One method for handling these contaminated waste waters has been to contain them in surface impoundments or ponds. With time, these waste waters can, and do, undergo separation into discrete layers of water and a wood preservative chemical. Once formed, these discrete layers then can be, and generally are, separately withdrawn from the impoundment or pond. The water layer recovered from the impoundment or pond is treated for subsequent disposal while the wood preservative chemical layer is, most usually, dehydrated and then recycled for reuse in the treatment of further wood products.
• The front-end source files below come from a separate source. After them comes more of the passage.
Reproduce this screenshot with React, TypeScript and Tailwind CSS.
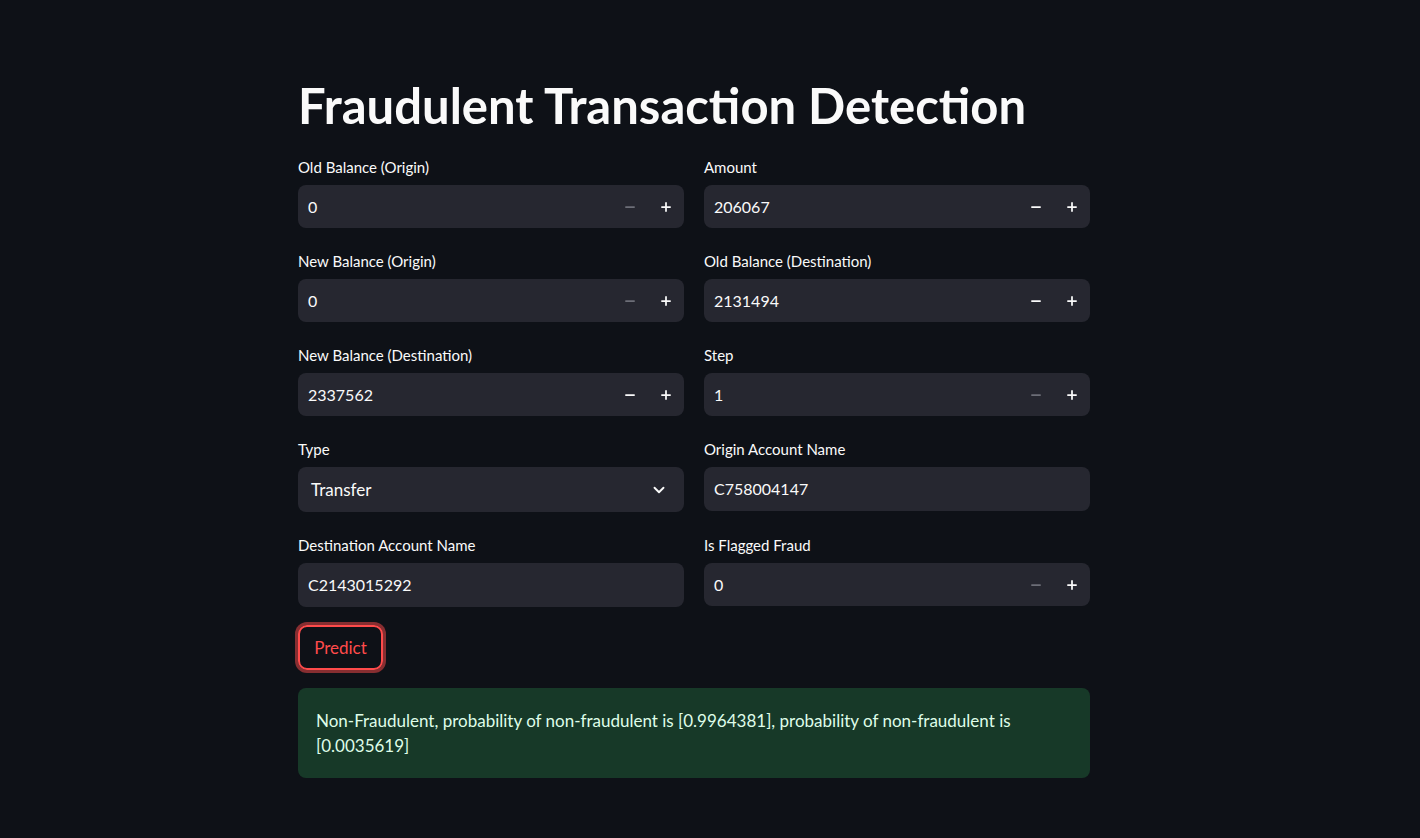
import { ChevronDown, Minus, Plus } from "lucide-react";

type NumProps = { label: string; value: string; minDisabled?: boolean };

function Label({ children }: { children: string }) {
  return <div className="mb-[8px] h-[20px] text-[15px] leading-[20px] text-[#fafafa]">{children}</div>;
}

function NumberField({ label, value, minDisabled }: NumProps) {
  return (
    <div>
      <Label>{label}</Label>
      <div className="flex h-[43px] items-center rounded-[8px] bg-[#262730] pl-[10px] pr-[11px]">
        <span className="flex-1 text-[16px] text-[#fafafa]">{value}</span>
        <Minus
          size={14}
          strokeWidth={3}
          className={minDisabled ? "mr-[22px] text-[#6c6e77]" : "mr-[22px] text-[#fafafa]"}
        />
        <Plus size={14} strokeWidth={3} className="text-[#fafafa]" />
      </div>
    </div>
  );
}

function TextField({ label, value }: { label: string; value: string }) {
  return (
    <div>
      <Label>{label}</Label>
      <div className="flex h-[44px] items-center rounded-[8px] bg-[#262730] px-[10px] text-[16px] text-[#fafafa]">
        {value}
      </div>
    </div>
  );
}

function SelectField({ label, value }: { label: string; value: string }) {
  return (
    <div>
      <Label>{label}</Label>
      <div className="flex h-[45px] items-center justify-between rounded-[8px] bg-[#262730] pl-[13px] pr-[16px] text-[17px] text-[#fafafa]">
        {value}
        <ChevronDown size={18} strokeWidth={2.5} />
      </div>
    </div>
  );
}

export default function App() {
  return (
    <div
      className="min-h-screen bg-[#0e1117] pt-[76px]"
      style={{ fontFamily: '"Source Sans Pro", Lato, "Noto Sans", sans-serif' }}
    >
      <div className="mx-auto w-[792px] translate-x-[-16px]">
        <h1 className="mb-[23px] text-[49px] font-bold leading-[58px] text-[#fafafa]">
          Fraudulent Transaction Detection
        </h1>
        <div className="grid grid-cols-2 gap-x-[20px] gap-y-[23px]">
          <NumberField label="Old Balance (Origin)" value="0" minDisabled />
          <NumberField label="Amount" value="206067" />
          <NumberField label="New Balance (Origin)" value="0" minDisabled />
          <NumberField label="Old Balance (Destination)" value="2131494" />
          <NumberField label="New Balance (Destination)" value="2337562" />
          <NumberField label="Step" value="1" minDisabled />
          <SelectField label="Type" value="Transfer" />
          <TextField label="Origin Account Name" value="C758004147" />
          <TextField label="Destination Account Name" value="C2143015292" />
          <NumberField label="Is Flagged Fraud" value="0" minDisabled />
        </div>
        <button
          type="button"
          className="mt-[18px] h-[45px] w-[85px] rounded-[9px] border-2 border-[#ff4b4b] text-[17px] text-[#ff4b4b] shadow-[0_0_0_3px_rgba(255,75,75,0.5)]"
        >
          Predict
        </button>
        <div className="mt-[18px] rounded-[8px] bg-[#173928] px-[18px] py-[20px] text-[17px] leading-[25px] text-[#dffde9]">
          Non-Fraudulent, probability of non-fraudulent is [0.9964381], probability of non-fraudulent is [0.0035619]
        </div>
      </div>
    </div>
  );
}
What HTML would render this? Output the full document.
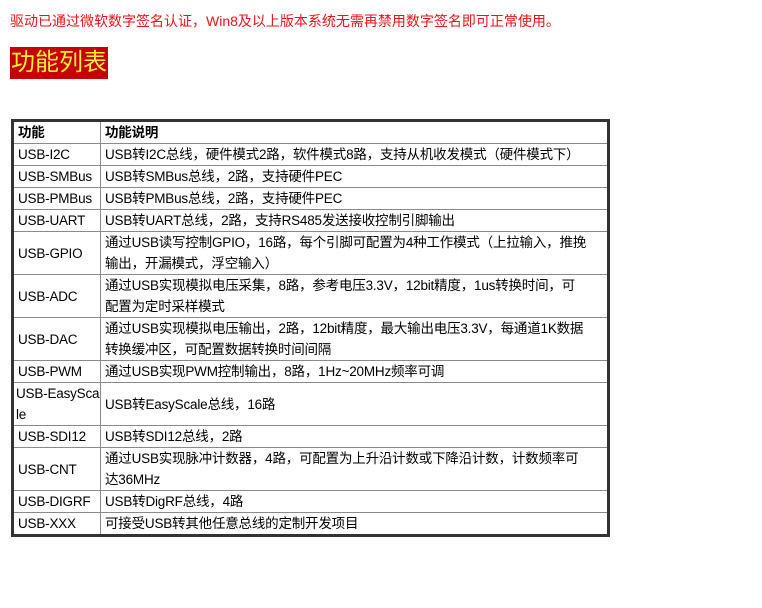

The above method for the recovery of the wood preservative chemical from such surface impoundments or ponds is both limited and inefficient at best. This is due in part to the fact that a substantial portion of the wood preservative chemical in the waste waters contained in the surface impoundment or pond forms a stable water emulsion. This water emulsion settles onto the bottom of the impoundment or pond as a thick, congealed semisolid or sludge. Usually, no effort is made to recover the wood preservative chemical from this sludge even though it can comprise from about 40 to about 90 percent by weight of the total weight of the sludge. In those instances where the sludge is removed from the surface impoundment or pond such as, for example for purposes of closing the impoundment or pond, the sludge merely is solidified for subsequent storage in environmentally secured waste sites.